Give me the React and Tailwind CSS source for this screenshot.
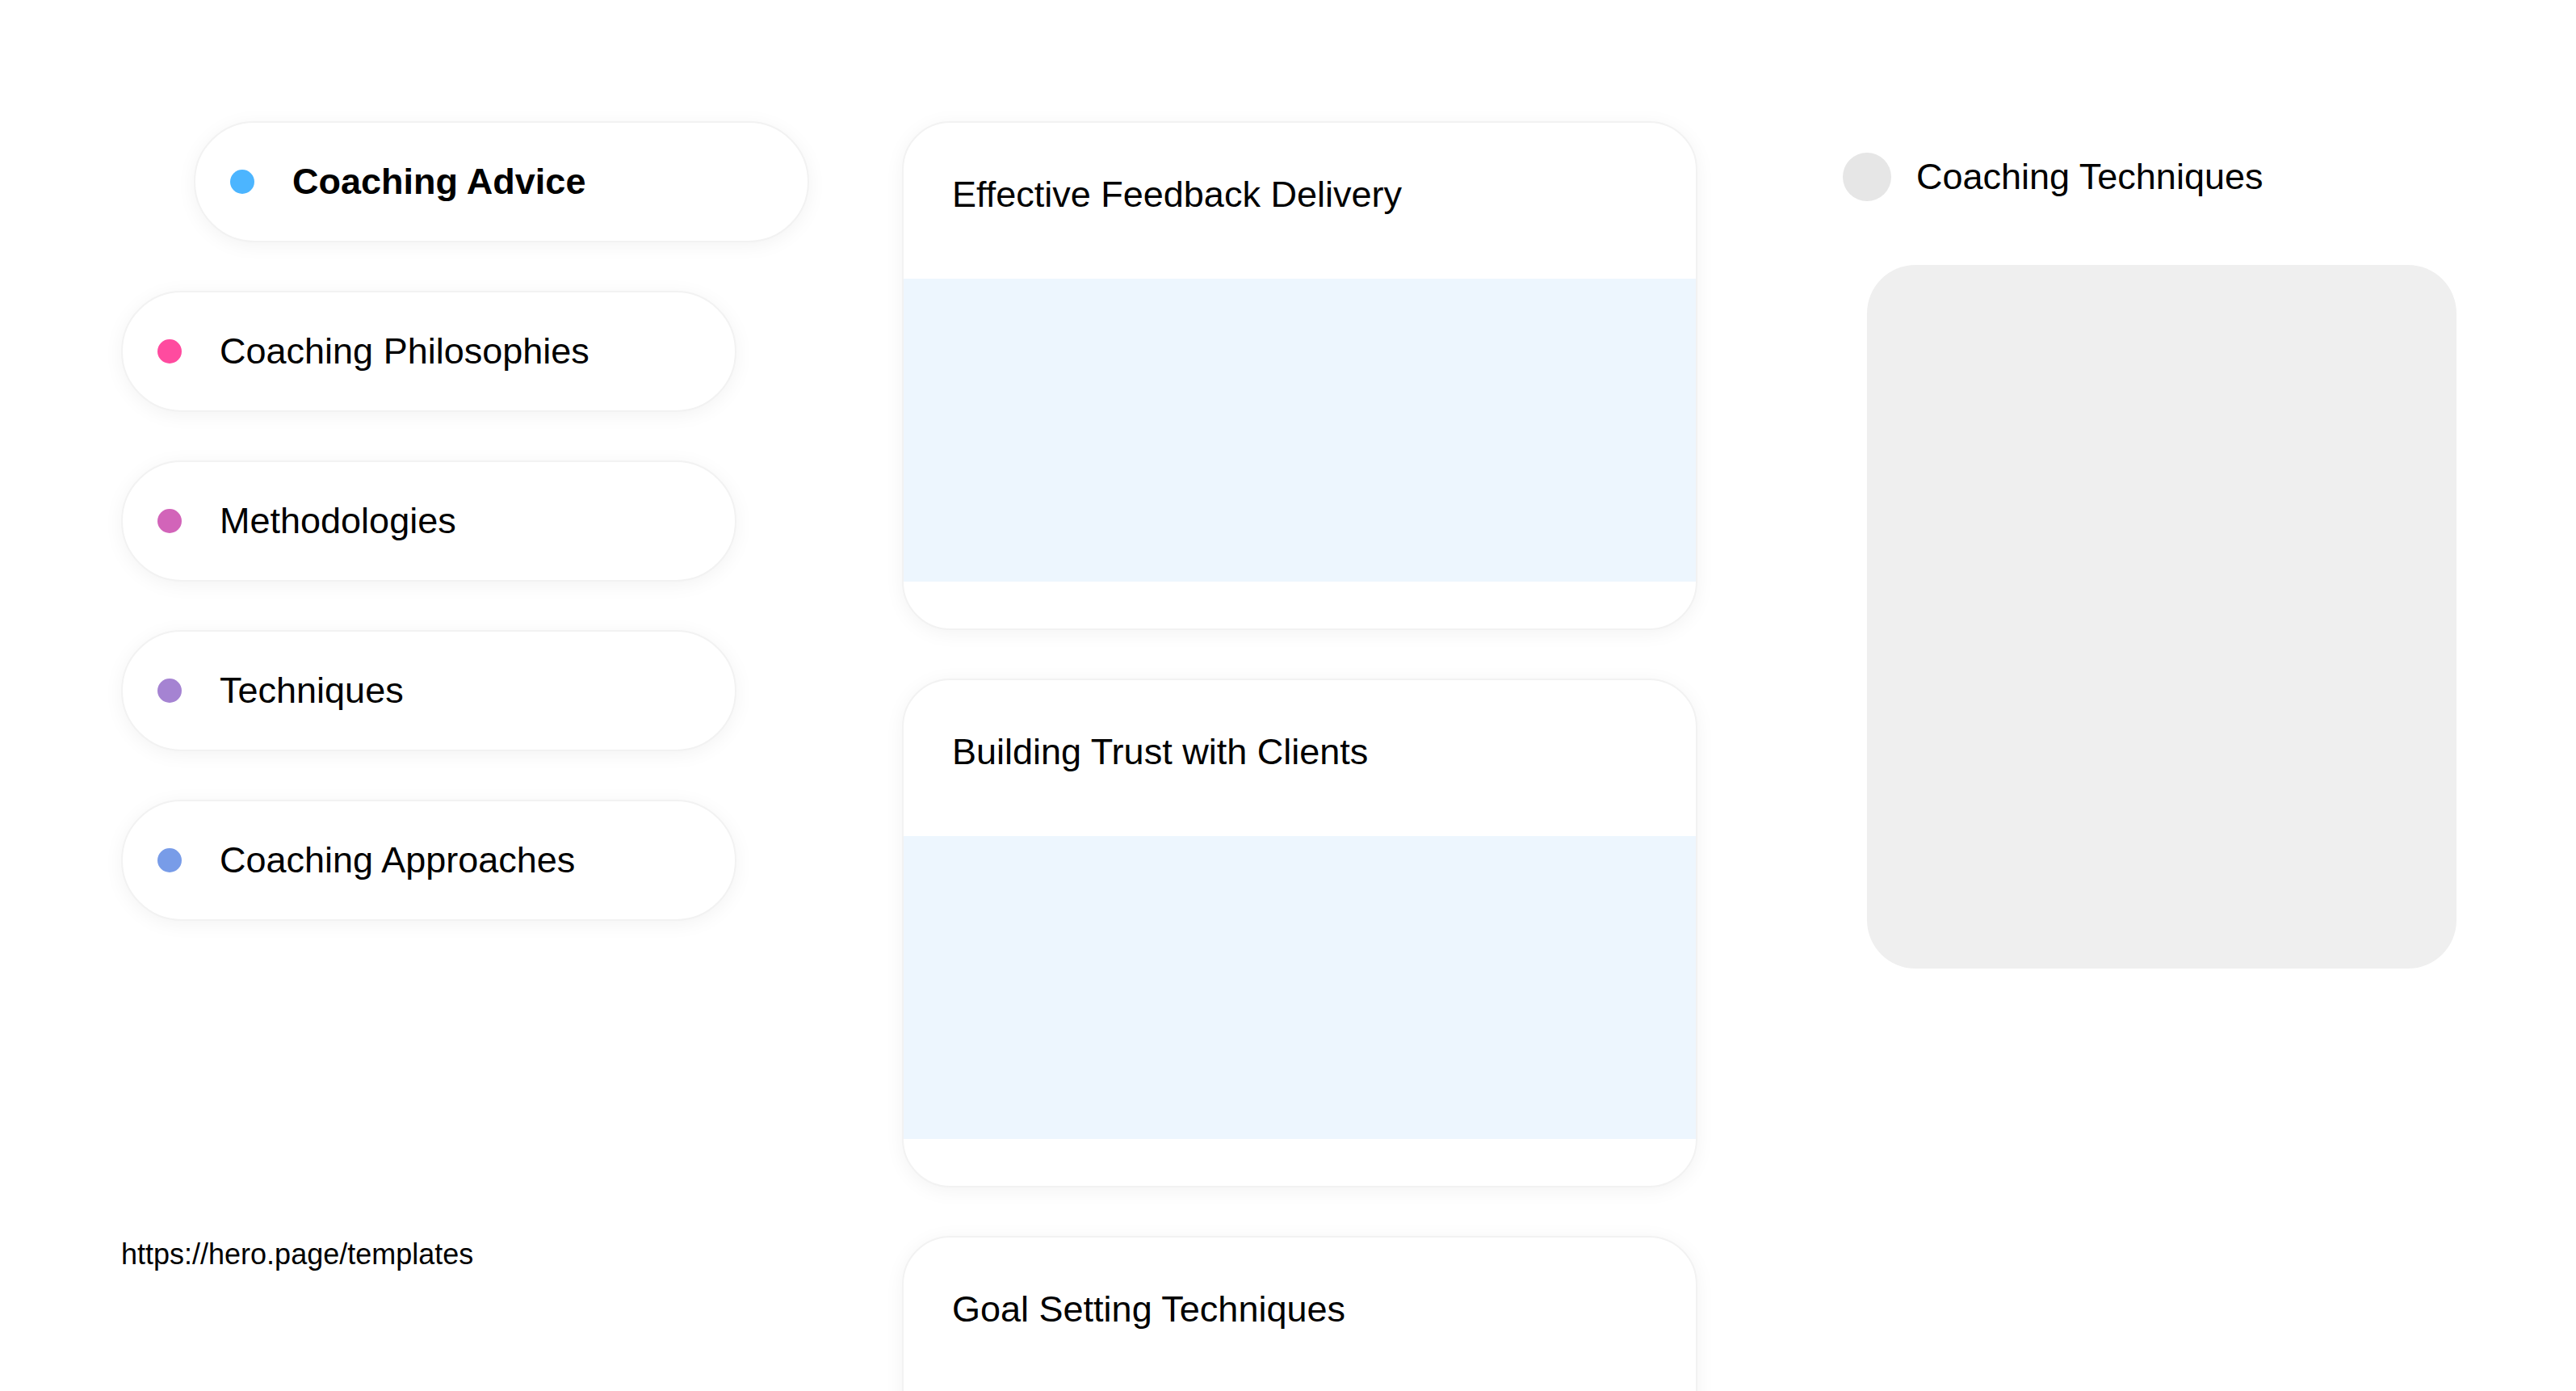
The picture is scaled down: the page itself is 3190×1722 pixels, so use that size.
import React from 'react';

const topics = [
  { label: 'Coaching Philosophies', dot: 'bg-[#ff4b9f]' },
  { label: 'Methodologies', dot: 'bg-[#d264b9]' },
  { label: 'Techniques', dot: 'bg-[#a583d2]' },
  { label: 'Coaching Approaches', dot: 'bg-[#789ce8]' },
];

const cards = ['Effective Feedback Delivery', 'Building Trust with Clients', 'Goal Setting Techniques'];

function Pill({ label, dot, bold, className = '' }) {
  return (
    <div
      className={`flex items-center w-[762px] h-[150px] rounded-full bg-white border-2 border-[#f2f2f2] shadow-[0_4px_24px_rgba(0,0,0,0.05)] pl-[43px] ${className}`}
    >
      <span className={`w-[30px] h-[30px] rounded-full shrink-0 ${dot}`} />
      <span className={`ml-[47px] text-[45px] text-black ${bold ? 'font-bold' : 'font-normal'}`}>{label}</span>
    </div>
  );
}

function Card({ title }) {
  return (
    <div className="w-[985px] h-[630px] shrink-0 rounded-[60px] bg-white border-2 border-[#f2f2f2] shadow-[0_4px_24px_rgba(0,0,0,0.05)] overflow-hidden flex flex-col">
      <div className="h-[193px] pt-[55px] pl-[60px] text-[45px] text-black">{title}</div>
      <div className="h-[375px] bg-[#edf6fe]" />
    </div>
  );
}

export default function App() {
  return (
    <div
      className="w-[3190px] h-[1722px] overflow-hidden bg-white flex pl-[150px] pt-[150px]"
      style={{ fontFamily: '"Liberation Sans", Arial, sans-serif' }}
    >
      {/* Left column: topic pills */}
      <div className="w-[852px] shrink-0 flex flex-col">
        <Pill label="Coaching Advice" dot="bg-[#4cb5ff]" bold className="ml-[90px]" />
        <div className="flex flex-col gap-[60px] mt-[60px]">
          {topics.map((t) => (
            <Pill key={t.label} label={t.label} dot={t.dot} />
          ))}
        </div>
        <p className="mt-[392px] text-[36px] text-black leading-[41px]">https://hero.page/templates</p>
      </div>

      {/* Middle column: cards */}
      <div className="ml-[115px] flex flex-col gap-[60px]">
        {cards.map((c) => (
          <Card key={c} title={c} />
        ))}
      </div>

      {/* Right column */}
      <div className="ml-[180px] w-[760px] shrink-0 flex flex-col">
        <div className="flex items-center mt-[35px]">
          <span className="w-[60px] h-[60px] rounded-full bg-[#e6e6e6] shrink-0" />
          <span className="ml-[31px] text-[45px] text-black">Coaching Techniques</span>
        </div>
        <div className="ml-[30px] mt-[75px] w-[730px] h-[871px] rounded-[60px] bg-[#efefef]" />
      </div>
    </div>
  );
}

--

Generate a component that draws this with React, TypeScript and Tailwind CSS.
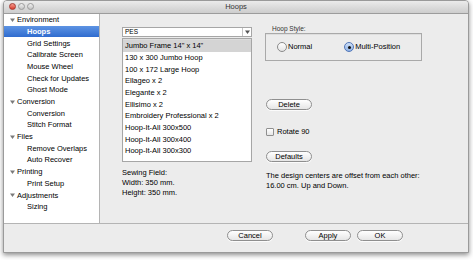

--

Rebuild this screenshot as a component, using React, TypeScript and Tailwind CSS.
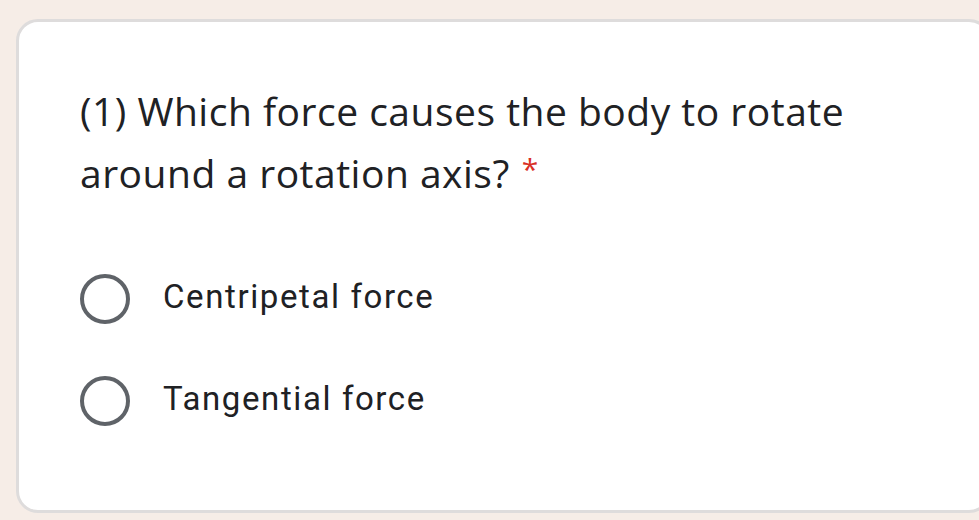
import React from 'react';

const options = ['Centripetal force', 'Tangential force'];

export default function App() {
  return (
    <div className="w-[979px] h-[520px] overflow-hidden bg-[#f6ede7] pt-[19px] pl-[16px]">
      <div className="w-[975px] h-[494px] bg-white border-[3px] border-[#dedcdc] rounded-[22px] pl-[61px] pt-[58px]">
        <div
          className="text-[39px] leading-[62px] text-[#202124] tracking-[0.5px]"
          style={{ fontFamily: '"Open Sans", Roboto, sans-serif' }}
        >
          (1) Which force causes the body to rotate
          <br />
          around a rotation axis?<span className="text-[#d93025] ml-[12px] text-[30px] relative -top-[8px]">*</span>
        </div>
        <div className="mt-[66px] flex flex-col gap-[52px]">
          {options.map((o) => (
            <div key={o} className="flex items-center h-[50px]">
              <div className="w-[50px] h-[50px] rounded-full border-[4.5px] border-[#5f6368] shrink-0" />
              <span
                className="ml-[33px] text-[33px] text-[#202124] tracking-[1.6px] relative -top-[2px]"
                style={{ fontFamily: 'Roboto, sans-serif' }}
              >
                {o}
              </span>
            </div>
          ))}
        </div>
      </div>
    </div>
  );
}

> AIM:
Extract from the listing above the lines between the line containing "The picture is" and the line containing "const cards = ['Effective", keeping both of those lines. Output nothing else.

> WORKED SOLUTION:
The picture is scaled down: the page itself is 3190×1722 pixels, so use that size.
import React from 'react';

const topics = [
  { label: 'Coaching Philosophies', dot: 'bg-[#ff4b9f]' },
  { label: 'Methodologies', dot: 'bg-[#d264b9]' },
  { label: 'Techniques', dot: 'bg-[#a583d2]' },
  { label: 'Coaching Approaches', dot: 'bg-[#789ce8]' },
];

const cards = ['Effective Feedback Delivery', 'Building Trust with Clients', 'Goal Setting Techniques'];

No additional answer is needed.